The third largest grouping within the ruling Coalition, Monti's Civic Choice party, is at last (and at least) demanding a  setting out and agreement of Coalition policies, on the German grand coalition model -  which demand has been refused, dismissed, by the Head of State (not even bothering to have the fig-leaf prime minister make the statement) as not serious, 'not a threat'.  Threat that is to the  novel administration being inflicted on the country.

Meanwhile unemployment is at its highest since 1977 and to say just that there's no money left would be positively reassuring given the state the country's economy is in.   Italy is far too big to bail out using the procedures applied to Greece, Cyprus and Ireland - even Spain, by Troika or the EU currency union alone.  The Cyprus template for financial response to currency union weakness  may not be the only template being trialled by determined europhiliacs. 

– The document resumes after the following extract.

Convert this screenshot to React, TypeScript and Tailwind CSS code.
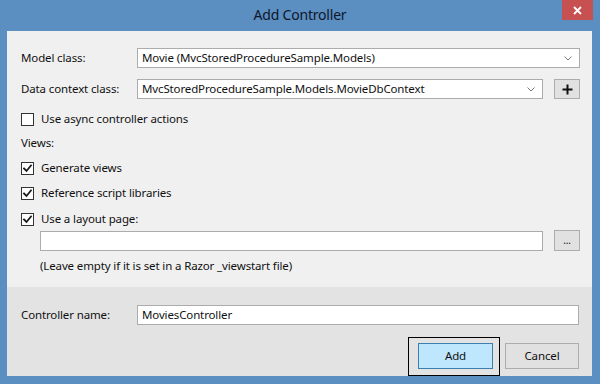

Italy is a template, a trying out of a total bail-in: not just in failing banks and financial areas but of the entire country's democratic institutions and procedures, including financial.  Every means of response short of unacceptable gestures in a civil society is being blocked-off and the country delivered hog-tied for whatever-it-takes financial and economic, institutional and political measures that will preserve the Project. 

Tuesday 2 July 2013

It's Not Just Berlusca Who Can Embarrass For Italy

Silvio may have said out loud his assessment of the German Chancellor's bottom but there are public figures in Italy who display worse forms of vulgarity.  Consider these profound economic assessments delivered oh so sententiously in that washing-the-words-round-the-palate, plummy tones of the President of the Republic; he is addressing Confindustria (whose members enjoy  a certain entrepreneurial capacity).

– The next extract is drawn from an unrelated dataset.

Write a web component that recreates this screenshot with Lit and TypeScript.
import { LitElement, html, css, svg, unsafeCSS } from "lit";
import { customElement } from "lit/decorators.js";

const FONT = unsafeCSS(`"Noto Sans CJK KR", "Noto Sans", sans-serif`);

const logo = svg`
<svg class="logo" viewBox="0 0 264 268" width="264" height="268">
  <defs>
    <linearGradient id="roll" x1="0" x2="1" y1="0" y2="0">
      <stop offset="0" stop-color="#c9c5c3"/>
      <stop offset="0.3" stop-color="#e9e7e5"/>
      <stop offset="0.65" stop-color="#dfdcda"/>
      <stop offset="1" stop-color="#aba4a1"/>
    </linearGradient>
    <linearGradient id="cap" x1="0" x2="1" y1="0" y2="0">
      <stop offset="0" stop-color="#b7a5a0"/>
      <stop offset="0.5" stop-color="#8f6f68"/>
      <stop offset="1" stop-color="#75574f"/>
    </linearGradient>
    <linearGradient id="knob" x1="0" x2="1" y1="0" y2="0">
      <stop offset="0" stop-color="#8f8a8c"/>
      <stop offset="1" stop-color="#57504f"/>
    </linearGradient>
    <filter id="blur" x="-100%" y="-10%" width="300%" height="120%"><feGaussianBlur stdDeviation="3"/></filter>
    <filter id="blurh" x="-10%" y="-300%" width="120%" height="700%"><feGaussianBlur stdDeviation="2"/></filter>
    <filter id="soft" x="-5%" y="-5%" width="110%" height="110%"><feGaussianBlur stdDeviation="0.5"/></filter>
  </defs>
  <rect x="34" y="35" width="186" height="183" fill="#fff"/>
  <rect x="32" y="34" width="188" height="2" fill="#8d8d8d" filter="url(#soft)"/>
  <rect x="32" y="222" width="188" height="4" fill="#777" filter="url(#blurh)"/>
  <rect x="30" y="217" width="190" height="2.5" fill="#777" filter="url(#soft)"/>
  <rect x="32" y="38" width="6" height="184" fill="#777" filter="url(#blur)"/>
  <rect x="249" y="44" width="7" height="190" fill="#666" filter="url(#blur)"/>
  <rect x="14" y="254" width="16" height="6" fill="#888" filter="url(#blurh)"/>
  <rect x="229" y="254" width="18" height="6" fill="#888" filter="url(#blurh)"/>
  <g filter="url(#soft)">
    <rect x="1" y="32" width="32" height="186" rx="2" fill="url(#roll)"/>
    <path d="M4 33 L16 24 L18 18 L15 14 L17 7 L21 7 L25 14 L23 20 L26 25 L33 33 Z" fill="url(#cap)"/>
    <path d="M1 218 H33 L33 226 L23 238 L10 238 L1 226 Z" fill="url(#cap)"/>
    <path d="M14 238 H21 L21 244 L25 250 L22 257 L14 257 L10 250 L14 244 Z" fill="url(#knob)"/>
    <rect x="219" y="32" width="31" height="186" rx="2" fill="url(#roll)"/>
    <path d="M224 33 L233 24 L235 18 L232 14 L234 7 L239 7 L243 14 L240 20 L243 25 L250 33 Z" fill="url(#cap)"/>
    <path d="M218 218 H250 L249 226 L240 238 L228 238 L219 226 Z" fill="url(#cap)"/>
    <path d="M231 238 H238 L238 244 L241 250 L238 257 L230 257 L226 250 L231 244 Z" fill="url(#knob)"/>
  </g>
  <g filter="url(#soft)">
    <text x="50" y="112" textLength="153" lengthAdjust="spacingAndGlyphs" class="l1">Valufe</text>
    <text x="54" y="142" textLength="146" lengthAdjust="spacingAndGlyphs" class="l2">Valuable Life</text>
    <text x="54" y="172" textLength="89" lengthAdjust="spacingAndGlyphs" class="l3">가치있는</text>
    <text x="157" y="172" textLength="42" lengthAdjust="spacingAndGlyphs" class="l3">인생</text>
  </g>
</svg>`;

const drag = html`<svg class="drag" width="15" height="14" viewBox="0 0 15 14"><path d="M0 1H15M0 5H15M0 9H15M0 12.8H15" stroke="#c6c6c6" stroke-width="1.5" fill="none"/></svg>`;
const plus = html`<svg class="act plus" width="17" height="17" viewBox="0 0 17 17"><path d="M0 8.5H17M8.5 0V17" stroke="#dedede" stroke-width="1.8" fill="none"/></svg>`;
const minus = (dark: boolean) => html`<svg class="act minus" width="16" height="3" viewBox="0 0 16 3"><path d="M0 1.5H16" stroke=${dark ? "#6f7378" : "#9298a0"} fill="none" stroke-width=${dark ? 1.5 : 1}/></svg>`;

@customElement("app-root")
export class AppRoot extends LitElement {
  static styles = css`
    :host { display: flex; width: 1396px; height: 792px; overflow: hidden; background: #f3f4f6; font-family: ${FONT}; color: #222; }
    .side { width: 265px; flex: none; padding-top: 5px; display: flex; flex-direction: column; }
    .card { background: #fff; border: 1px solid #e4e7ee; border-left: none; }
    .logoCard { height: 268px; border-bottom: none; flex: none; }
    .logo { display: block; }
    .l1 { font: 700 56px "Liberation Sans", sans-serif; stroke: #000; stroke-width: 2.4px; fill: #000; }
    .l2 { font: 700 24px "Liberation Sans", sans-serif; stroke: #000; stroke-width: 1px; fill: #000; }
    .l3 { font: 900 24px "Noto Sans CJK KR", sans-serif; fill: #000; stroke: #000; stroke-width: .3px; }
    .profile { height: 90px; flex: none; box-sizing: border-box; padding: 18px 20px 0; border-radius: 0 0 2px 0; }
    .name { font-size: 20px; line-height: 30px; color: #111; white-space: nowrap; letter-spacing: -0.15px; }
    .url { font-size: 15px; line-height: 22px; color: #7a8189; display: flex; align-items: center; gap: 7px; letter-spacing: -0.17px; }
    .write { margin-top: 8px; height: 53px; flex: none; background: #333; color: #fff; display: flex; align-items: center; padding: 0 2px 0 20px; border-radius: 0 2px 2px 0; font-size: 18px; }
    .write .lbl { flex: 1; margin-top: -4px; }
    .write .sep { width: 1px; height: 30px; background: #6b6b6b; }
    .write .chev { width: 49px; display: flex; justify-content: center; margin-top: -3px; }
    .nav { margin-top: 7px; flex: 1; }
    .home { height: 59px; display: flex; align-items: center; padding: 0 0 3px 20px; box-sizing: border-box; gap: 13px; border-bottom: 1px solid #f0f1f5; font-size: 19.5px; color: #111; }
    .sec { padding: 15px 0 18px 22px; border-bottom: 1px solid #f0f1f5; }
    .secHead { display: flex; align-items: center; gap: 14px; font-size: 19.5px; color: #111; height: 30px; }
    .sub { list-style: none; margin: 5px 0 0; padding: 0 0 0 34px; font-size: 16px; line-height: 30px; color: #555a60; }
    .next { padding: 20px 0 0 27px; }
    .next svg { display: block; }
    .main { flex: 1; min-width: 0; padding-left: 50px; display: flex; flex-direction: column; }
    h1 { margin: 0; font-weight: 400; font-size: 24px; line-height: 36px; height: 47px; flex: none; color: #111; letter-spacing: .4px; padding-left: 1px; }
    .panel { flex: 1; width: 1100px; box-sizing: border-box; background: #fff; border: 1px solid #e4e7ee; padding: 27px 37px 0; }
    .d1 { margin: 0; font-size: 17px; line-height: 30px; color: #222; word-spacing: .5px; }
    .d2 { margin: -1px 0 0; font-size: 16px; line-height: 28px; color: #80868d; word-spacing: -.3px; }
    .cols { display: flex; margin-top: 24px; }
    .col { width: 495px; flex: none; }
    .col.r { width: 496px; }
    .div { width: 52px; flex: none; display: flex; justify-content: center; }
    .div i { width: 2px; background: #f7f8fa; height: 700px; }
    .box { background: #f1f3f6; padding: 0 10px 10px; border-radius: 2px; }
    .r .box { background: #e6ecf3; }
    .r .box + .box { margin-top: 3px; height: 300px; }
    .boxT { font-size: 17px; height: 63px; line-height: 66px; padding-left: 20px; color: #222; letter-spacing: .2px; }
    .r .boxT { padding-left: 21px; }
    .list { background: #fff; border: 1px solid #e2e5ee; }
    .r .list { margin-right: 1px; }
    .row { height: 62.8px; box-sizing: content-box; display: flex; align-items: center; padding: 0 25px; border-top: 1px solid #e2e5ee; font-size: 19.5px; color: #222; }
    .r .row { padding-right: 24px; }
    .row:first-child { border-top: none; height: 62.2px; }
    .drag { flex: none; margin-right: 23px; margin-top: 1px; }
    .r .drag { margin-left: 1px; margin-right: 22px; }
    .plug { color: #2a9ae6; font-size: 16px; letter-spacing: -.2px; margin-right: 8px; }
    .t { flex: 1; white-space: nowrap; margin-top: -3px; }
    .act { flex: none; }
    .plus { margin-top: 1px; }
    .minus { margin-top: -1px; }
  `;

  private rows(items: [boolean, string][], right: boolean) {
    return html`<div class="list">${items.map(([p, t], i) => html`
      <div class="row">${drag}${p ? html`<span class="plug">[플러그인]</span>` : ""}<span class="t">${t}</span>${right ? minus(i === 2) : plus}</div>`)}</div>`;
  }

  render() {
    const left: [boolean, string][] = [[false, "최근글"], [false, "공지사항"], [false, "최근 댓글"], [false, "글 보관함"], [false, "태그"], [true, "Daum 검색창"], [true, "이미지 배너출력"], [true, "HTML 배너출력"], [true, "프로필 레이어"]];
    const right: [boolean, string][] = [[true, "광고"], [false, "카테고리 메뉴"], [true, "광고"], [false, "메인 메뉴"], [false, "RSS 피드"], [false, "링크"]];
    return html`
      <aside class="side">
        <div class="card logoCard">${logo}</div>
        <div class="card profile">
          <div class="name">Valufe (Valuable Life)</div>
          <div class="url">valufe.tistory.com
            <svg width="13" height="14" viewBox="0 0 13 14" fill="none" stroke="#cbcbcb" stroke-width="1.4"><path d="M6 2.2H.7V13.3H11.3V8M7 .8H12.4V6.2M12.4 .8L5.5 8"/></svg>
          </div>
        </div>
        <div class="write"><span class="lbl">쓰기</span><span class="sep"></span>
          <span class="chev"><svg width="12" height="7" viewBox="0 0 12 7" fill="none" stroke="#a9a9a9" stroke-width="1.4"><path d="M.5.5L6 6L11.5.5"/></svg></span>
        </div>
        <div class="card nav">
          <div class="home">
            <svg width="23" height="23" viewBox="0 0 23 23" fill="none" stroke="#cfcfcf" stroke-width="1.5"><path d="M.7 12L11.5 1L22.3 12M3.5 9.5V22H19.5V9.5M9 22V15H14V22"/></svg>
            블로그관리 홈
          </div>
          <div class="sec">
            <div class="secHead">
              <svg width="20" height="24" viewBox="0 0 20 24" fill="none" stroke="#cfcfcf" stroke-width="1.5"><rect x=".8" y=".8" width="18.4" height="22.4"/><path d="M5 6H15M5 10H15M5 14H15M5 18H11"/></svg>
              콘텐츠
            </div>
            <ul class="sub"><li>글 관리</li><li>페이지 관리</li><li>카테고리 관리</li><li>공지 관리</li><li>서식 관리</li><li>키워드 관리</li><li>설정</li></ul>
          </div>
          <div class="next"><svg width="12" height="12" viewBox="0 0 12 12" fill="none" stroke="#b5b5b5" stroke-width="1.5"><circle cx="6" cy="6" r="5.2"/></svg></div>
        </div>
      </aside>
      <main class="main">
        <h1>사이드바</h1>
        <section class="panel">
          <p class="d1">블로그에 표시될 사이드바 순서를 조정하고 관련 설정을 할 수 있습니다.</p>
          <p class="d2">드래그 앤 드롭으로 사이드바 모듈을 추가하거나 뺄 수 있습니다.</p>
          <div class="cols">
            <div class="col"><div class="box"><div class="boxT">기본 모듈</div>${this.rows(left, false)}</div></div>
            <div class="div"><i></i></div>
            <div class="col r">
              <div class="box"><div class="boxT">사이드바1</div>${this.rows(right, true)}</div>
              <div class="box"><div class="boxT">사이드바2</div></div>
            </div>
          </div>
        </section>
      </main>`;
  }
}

Napolitano feels the need  for removal of "normative and administrative inadequacies which  prevent Italy from acquiring such significant potential resources [inward foreign investment].... "Today",  we are told by the Head of State, no less, "the flow of foreign investment is crucial to give an innovative stimulus to  production and employment recovery: not just to  provide fresh capital, but contributions from people, and ideas, of production and organisational models, of new technologies and systems."*

Who would ever have thought this?  Such innovative freshness of economic thought  from our 88 year old.  Take us away, Giorgio!

At least Berlusca knows what he's talking about.


* [only fair to put in the rotund phrases, the jejeune advice, as offered in the original, ed.]
".....rimuovere le inadeguatezze normative ed amministrative che impediscono di acquisire all'Italia così significative potenziali risorse». ..."Oggi l'afflusso di investimenti dall'estero in Italia é cruciale per dare uno stimolo innovativo alla ripresa produttiva e all'occupazione: non solo per l'apporto di capitali freschi, ma il contributo di persone e di idee, di modelli produttivi e organizzativi, di nuove tecnologie e sistemi".